O ministro pontua que “medidas flexibilizadoras implicariam desfazimento do sistema constitucional de garantia de direitos sociais trabalhistas, e de esvaziamento da orientação à atuação negocial coletiva”.
O ministro Dias Tofoli tem 90 dias para devolver a vista do processo.
Histórico do piso da enfermagem
Em 12 de maio, Dia Internacional da Enfermagem, o Ministério da Saúde publicou uma portaria definindo o rateio de recursos para financiar o piso nacional da enfermagem nos estados e municípios. A publicação da norma em edição extra do Diário Oficial da União (DOU) ocorreu horas depois de o presidente Luiz Inácio Lula da Silva (PT) sancionar o PLN 5/2023, que liberava R$ 7,3 bilhões para custear o piso da categoria.

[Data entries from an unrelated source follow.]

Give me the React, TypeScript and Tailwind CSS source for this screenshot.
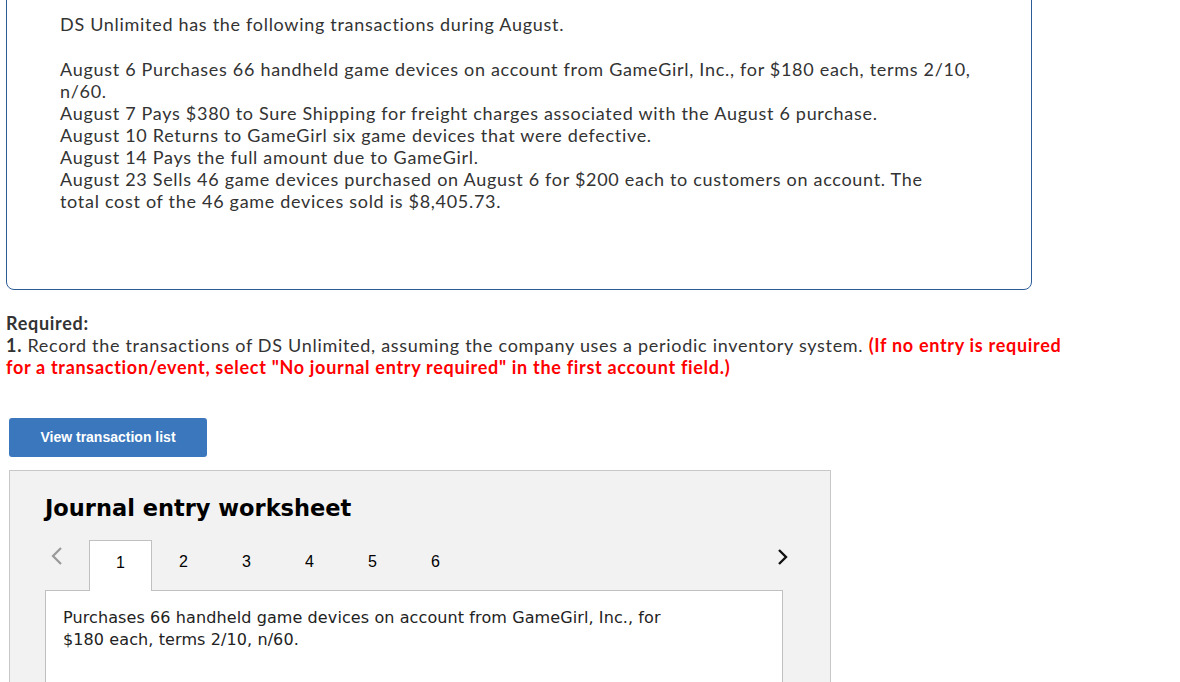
import React from "react";

export default function App() {
  const tabs = [1, 2, 3, 4, 5, 6];
  return (
    <div className="w-[1180px] h-[682px] overflow-hidden bg-white relative" style={{ fontFamily: "Lato, 'Open Sans', sans-serif" }}>
      <div className="mt-[-10px] ml-[6px] w-[1026px] h-[300px] border border-[#2c5c98] rounded-b-[8px] pt-[22px] pl-[53px] text-[18px] leading-[22px] tracking-[0.7px] text-[#333333]">
        <p>DS Unlimited has the following transactions during August.</p>
        <p className="mt-[23px] w-[930px]">August 6 Purchases 66 handheld game devices on account from GameGirl, Inc., for $180 each, terms 2/10, n/60.</p>
        <p>August 7 Pays $380 to Sure Shipping for freight charges associated with the August 6 purchase.</p>
        <p>August 10 Returns to GameGirl six game devices that were defective.</p>
        <p>August 14 Pays the full amount due to GameGirl.</p>
        <p className="w-[900px]">August 23 Sells 46 game devices purchased on August 6 for $200 each to customers on account. The total cost of the 46 game devices sold is $8,405.73.</p>
      </div>
      <div className="mt-[22px] pl-[6px] text-[18px] leading-[22px] tracking-[0.7px] text-[#333333]">
        <p className="font-bold">Required:</p>
        <p className="w-[1075px]">
          <span className="font-bold">1.</span> Record the transactions of DS Unlimited, assuming the company uses a periodic inventory system.{" "}
          <span className="font-bold text-[#ff0000]">(If no entry is required for a transaction/event, select "No journal entry required" in the first account field.)</span>
        </p>
      </div>
      <div className="mt-[40px] ml-[9px]">
        <button className="w-[198px] h-[39px] rounded-[3px] bg-[#3a77bd] text-white text-[14px] font-bold" style={{ fontFamily: "'Liberation Sans', Arial, sans-serif" }}>View transaction list</button>
      </div>
      <div className="mt-[13px] ml-[9px] w-[822px] h-[300px] bg-[#f2f2f2] border border-[#c8c8c8] pt-[22px] pl-[35px]" style={{ fontFamily: "'DejaVu Sans', Verdana, sans-serif" }}>
        <h2 className="text-[22.5px] font-bold leading-[30px] text-black">Journal entry worksheet</h2>
        <div className="mt-[17px] flex items-end h-[50px] w-[738px] relative">
          <div className="w-[44px] h-[50px] flex items-start pt-[4px] pl-[4px]">
            <svg width="16" height="24" viewBox="0 0 16 24"><path d="M12 4 L4 12 L12 20" fill="none" stroke="#999" strokeWidth="2.2" /></svg>
          </div>
          {tabs.map((t) =>
            t === 1 ? (
              <div key={t} className="w-[63px] h-[51px] bg-white border border-[#c0c0c0] border-b-0 relative z-10 mb-[-1px] flex justify-center pt-[10px] text-[16px] text-black" style={{ fontFamily: "'Liberation Sans', Arial, sans-serif" }}>{t}</div>
            ) : (
              <div key={t} className="w-[63px] h-[50px] flex justify-center pt-[10px] text-[16px] text-black" style={{ fontFamily: "'Liberation Sans', Arial, sans-serif" }}>{t}</div>
            )
          )}
          <div className="flex-1" />
          <div className="h-[50px] flex items-start pt-[6px] mr-[-8px]">
            <svg width="16" height="22" viewBox="0 0 16 22"><path d="M4 4 L11 11 L4 18" fill="none" stroke="#111" strokeWidth="2.4" /></svg>
          </div>
        </div>
        <div className="w-[738px] h-[200px] bg-white border border-[#c0c0c0] pt-[16px] pl-[17px] text-[16px] leading-[22px] tracking-[0.1px] text-[#222]">
          <p className="w-[620px]">Purchases 66 handheld game devices on account from GameGirl, Inc., for $180 each, terms 2/10, n/60.</p>
        </div>
      </div>
    </div>
  );
}
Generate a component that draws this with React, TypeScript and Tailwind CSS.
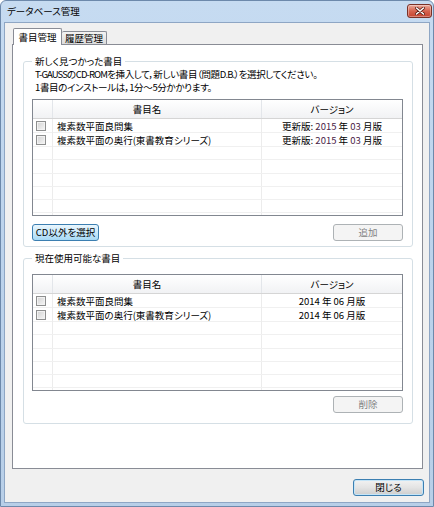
import { useState } from "react";

type Shomoku = {
  name: string;
  version: React.ReactNode;
};

const rowHeights = [
  "h-[14px]",
  "h-[14px]",
  "h-[13px]",
  "h-[14px]",
  "h-[13px]",
  "h-[13px]",
  "h-[13px]",
];

function Num({ children }: { children: React.ReactNode }) {
  return <span className="text-[#4a2448]">{children}</span>;
}

// 英数字は詰め気味に
function Lat({ children }: { children: React.ReactNode }) {
  return <span className="tracking-[-0.9px]">{children}</span>;
}

function Checkbox() {
  return (
    <span className="block w-[10px] h-[10px] border border-[#8e8f8f] bg-gradient-to-br from-[#d2d2d2] to-[#f6f6f6] shadow-[inset_0_0_0_1px_#f2f2f2]" />
  );
}

function ListView({ items }: { items: Shomoku[] }) {
  return (
    <div className="h-[117px] border border-[#828790] bg-white flex flex-col overflow-hidden">
      <div className="grid grid-cols-[20px_209px_1fr] h-[19px] shrink-0 border-b border-[#d5d5d5] bg-gradient-to-b from-white to-[#f1f2f4]">
        <div className="border-r border-[#e3e6ea]" />
        <div className="border-r border-[#e3e6ea] flex items-center justify-center pr-[20px]">
          書目名
        </div>
        <div className="flex items-center justify-center">バージョン</div>
      </div>
      {rowHeights.map((h, i) => {
        const item = items[i];
        return (
          <div
            key={i}
            className={`grid grid-cols-[20px_209px_1fr] ${h} shrink-0 border-b border-[#f0f0f0]`}
          >
            <div className="border-r border-[#ececec] flex items-center pl-[3px]">
              {item && <Checkbox />}
            </div>
            <div className="border-r border-[#ececec] flex items-center pl-[4px] whitespace-nowrap">
              {item?.name}
            </div>
            <div className="flex items-center justify-center whitespace-pre">
              <span>{item?.version}</span>
            </div>
          </div>
        );
      })}
      <div className="grid grid-cols-[20px_209px_1fr] flex-1">
        <div className="border-r border-[#ececec]" />
        <div className="border-r border-[#ececec]" />
        <div />
      </div>
    </div>
  );
}

function Button({
  label,
  variant = "normal",
  className = "",
}: {
  label: string;
  variant?: "normal" | "hot" | "default" | "disabled";
  className?: string;
}) {
  const styles = {
    normal:
      "border-[#707070] bg-gradient-to-b from-[#f2f2f2] via-[#e6e6e6] to-[#cfcfcf] text-black",
    hot: "border-[#3c7fb1] bg-gradient-to-b from-[#eaf6fd] via-[#c9e9fb] to-[#a7d9f5] text-black",
    default:
      "border-[#3c7fb1] bg-gradient-to-b from-[#f2f2f2] via-[#e4e4e4] to-[#cdcdcd] text-black shadow-[inset_0_0_0_1px_#c5e5f8]",
    disabled: "border-[#adb2b5] bg-[#f4f4f4] text-[#838383]",
  };
  return (
    <button
      type="button"
      className={`h-[17px] rounded-[3px] border flex items-center justify-center leading-none ${styles[variant]} ${className}`}
    >
      {label}
    </button>
  );
}

function GroupBox({
  title,
  children,
  className = "",
}: {
  title: string;
  children: React.ReactNode;
  className?: string;
}) {
  return (
    <fieldset
      className={`border border-[#d5dfe5] rounded-[3px] pl-[8px] pr-[9px] ${className}`}
    >
      <legend className="px-[3px] leading-[12px]">{title}</legend>
      {children}
    </fieldset>
  );
}

export default function App() {
  const [tab, setTab] = useState<"books" | "history">("books");

  const updated = (
    <>
      更新版: <Num>2015</Num> 年 <Num>03</Num> 月版
    </>
  );

  const found: Shomoku[] = [
    { name: "複素数平面良問集", version: updated },
    { name: "複素数平面の奥行(東書教育シリーズ)", version: updated },
  ];

  const installed: Shomoku[] = [
    { name: "複素数平面良問集", version: "2014 年 06 月版" },
    { name: "複素数平面の奥行(東書教育シリーズ)", version: "2014 年 06 月版" },
  ];

  return (
    <div className="w-[434px] h-[507px] font-['Noto_Sans_CJK_JP',sans-serif] text-[9.5px] text-black [font-feature-settings:'palt'] overflow-hidden">
      {/* ウィンドウ枠 */}
      <div className="h-full border border-[#6d89ab] rounded-t-[6px] bg-gradient-to-b from-[#c6dbf1] via-[#bcd3ec] to-[#b8cfe8] flex flex-col px-[3px] pb-[3px]">
        {/* タイトルバー */}
        <div className="h-[21px] shrink-0 flex items-start justify-between pl-[3px] -mr-[2px]">
          <span className="mt-[4px] leading-[12px]">データベース管理</span>
          <button
            type="button"
            className="mt-[3px] w-[25px] h-[14px] rounded-[3px] border border-[#7a3127] bg-gradient-to-b from-[#e9a99c] via-[#d6634f] to-[#c5432f] flex items-center justify-center shadow-[inset_0_0_0_1px_rgba(255,255,255,0.35)]"
          >
            <svg width="10" height="8" viewBox="0 0 10 8">
              <path
                d="M1.5 1 L8.5 7 M8.5 1 L1.5 7"
                stroke="#5a1c14"
                strokeWidth="3"
                strokeLinecap="round"
              />
              <path
                d="M1.5 1 L8.5 7 M8.5 1 L1.5 7"
                stroke="#ffffff"
                strokeWidth="1.6"
                strokeLinecap="round"
              />
            </svg>
          </button>
        </div>

        {/* 本体 */}
        <div className="flex-1 border border-[#8ea6c4] bg-[#f0f0f0] flex flex-col pt-[5px] pb-[5px] pl-[7px] pr-[5px]">
          {/* タブ */}
          <div className="flex items-end h-[16px] pl-[1px] shrink-0">
            <button
              type="button"
              onClick={() => setTab("books")}
              className={
                tab === "books"
                  ? "relative z-10 h-[17px] w-[49px] -mb-px border border-b-0 border-[#898c95] bg-white rounded-t-[2px] flex items-start justify-center pt-[2px] leading-[12px]"
                  : "h-[13px] w-[45px] border border-b-0 border-[#898c95] bg-gradient-to-b from-[#f3f3f3] to-[#dcdcdc] rounded-t-[2px] flex items-center justify-center leading-[12px]"
              }
            >
              書目管理
            </button>
            <button
              type="button"
              onClick={() => setTab("history")}
              className={
                tab === "history"
                  ? "relative z-10 h-[17px] w-[49px] -mb-px border border-b-0 border-[#898c95] bg-white rounded-t-[2px] flex items-start justify-center pt-[2px] leading-[12px]"
                  : "h-[13px] w-[45px] border border-l-0 border-b-0 border-[#898c95] bg-gradient-to-b from-[#f3f3f3] to-[#dcdcdc] rounded-t-[2px] flex items-center justify-center leading-[12px]"
              }
            >
              履歴管理
            </button>
          </div>

          {/* タブページ */}
          <div className="h-[425px] w-[411px] shrink-0 border border-[#898c95] bg-white pt-[10px] pl-[10px] pr-[9px]">
            <GroupBox title="新しく見つかった書目" className="pt-px pb-[5px]">
              <p className="pl-[3px] leading-[13px] tracking-[-0.35px] whitespace-nowrap">
                <Lat>T-GAUSS</Lat>の<Lat>CD-ROM</Lat>を挿入して，新しい書目（問題<Lat>D.B.</Lat>）を選択してください。
                <br />
                1書目のインストールは，1分～5分かかります。
              </p>
              <div className="mt-[5px]">
                <ListView items={found} />
              </div>
              <div className="mt-[8px] flex justify-between">
                <Button label="CD以外を選択" variant="hot" className="w-[67px]" />
                <Button label="追加" variant="disabled" className="w-[70px]" />
              </div>
            </GroupBox>

            <GroupBox title="現在使用可能な書目" className="mt-[5px] pt-[10px] pb-[10px]">
              <ListView items={installed} />
              <div className="mt-[5px] flex justify-end">
                <Button label="削除" variant="disabled" className="w-[70px]" />
              </div>
            </GroupBox>
          </div>

          {/* 閉じる */}
          <div className="mt-[10px] flex justify-end">
            <Button label="閉じる" variant="default" className="w-[71px]" />
          </div>
        </div>
      </div>
    </div>
  );
}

Mas a Confederação Nacional de Municípios (CNM) argumenta que embora haja previsão de repasse de recursos aos municípios, os valores projetados se mostram insuficientes, uma vez que estudos realizados e juntados ao processo pela entidade demonstram que apenas na esfera municipal o impacto financeiro seria de R$ 10,5 bilhões.
Os valores do piso
O piso nacional da enfermagem foi estabelecido em R$ 4.750 para os profissionais de enfermagem; R$ 3.325 para os técnicos de enfermagem e R$ 2.375 para auxiliares e parteiras. O piso se aplica tanto para trabalhadores dos setores público e privado.